When I edit, I zero in on a few key things:
- Break Up Long Sentences: Written language gets complex. I hunt for long, winding sentences and chop them into shorter, punchier ones that are easier for a listener to digest.
- Add Conversational Bridges: I'll sprinkle in small transitions like, "Now, let's turn to..." or "So, what does this actually mean?" These little phrases make the whole thing flow better.
- Read It Out Loud: This is the most critical step. I always read a section of the script aloud before finalizing it. It’s the fastest way to catch awkward phrasing or robotic sentences that looked fine on the page.
Use Batch Workflows for Big Projects
If you’re converting a huge volume of documents—like an entire semester of lecture notes or a year’s worth of company reports—don't do them one by one. Use a batch workflow. Uploading multiple files at once lets the AI process them all simultaneously while you do something else.
This is a game-changer for content creators who are repurposing a backlog of blog posts. You can upload ten articles, let SparkPod generate all the scripts, and then knock out an entire season of podcast episodes in a single afternoon. It turns a ridiculously tedious task into a streamlined content machine.
Frequently Asked Questions
As people start turning PDFs into audio with SparkPod, the same few questions tend to pop up. I’ve rounded up the most common ones here to give you some quick, clear answers and help you sidestep the usual hurdles.
What Is the Best PDF Format for Audio Conversion?
For the best results, start with a PDF that has selectable text. This is what you get when you save a file directly from a word processor like Word or Google Docs, not from a scanner.
While SparkPod's OCR is good, a clean source document always wins. If you can, use a simple, single-column layout with clear headings (like H1 for titles and H2 for sections).

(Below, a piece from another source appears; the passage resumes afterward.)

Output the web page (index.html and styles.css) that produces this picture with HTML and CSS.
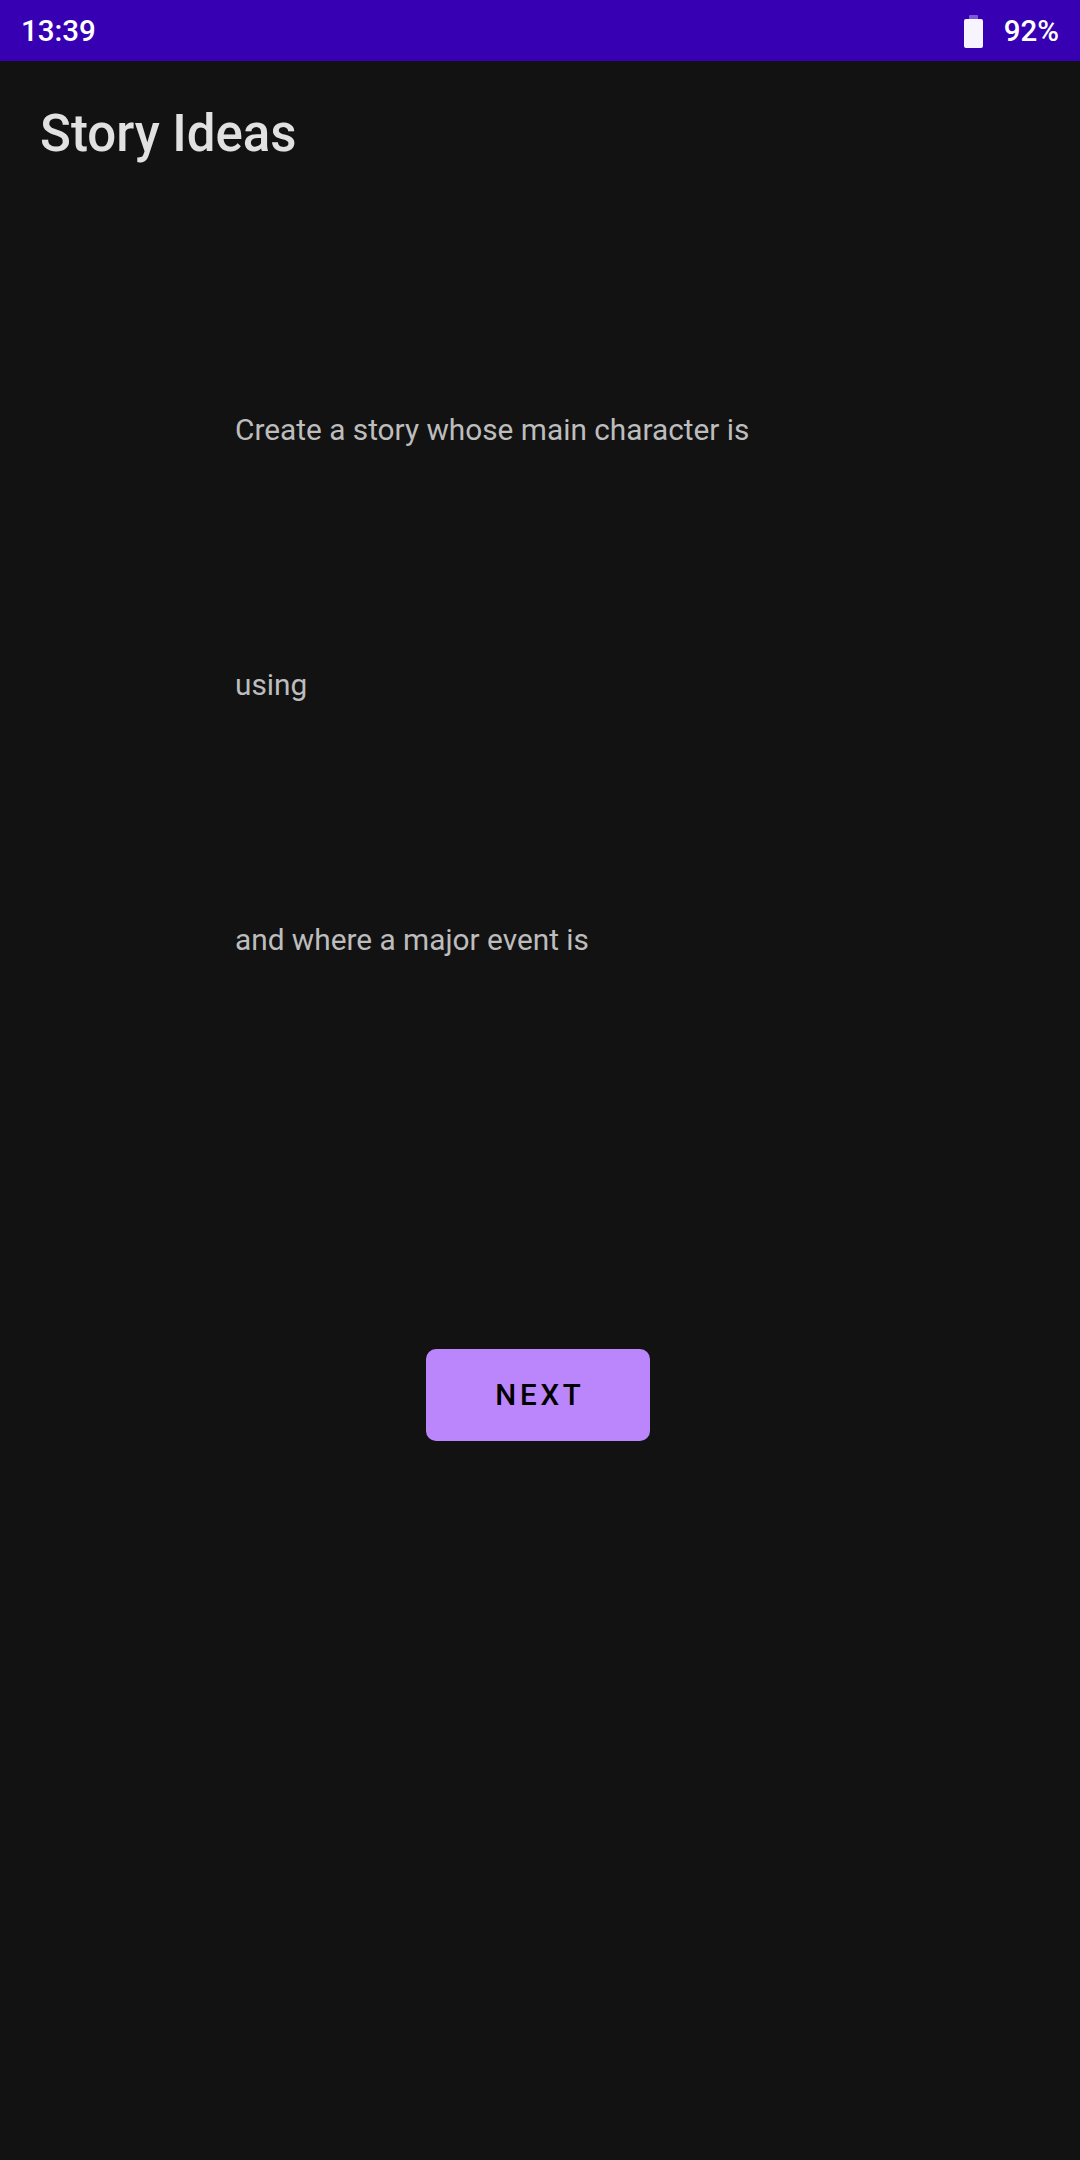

This gives the AI a clear roadmap to follow, which means a more logical script and less editing work for you.
How Does SparkPod Handle PDFs with Tables and Images?
The AI is smart enough to know the difference between text and visual aids. It doesn't just read everything blindly. When it hits an image, chart, or table, it makes a judgment call.
- For important visuals, it might add a quick description, like, "The document includes a chart showing Q3 revenue growth."
- For decorative images or overly complex tables, it will usually just skip them to keep the audio flowing smoothly.
Here’s a pro tip: If a table contains a critical piece of data you absolutely need in the audio, just write a one-sentence summary of that data point in the text right before or after the table. That way, you guarantee the AI will pick it up.
How Long Does It Take to Convert a 100-Page PDF?
Honestly, the AI part is incredibly fast. For a standard 100-page document, the initial processing—where SparkPod analyzes the content and drafts the first script—usually takes less than a minute.
From there, the total time to convert your PDF to audio is up to you. If you’re happy with the AI's first draft, you could have a finished audio file in just a few more minutes. If you want to spend time tweaking the script or trying out different voices, it might take a bit longer. The heavy lifting, though, is over in seconds.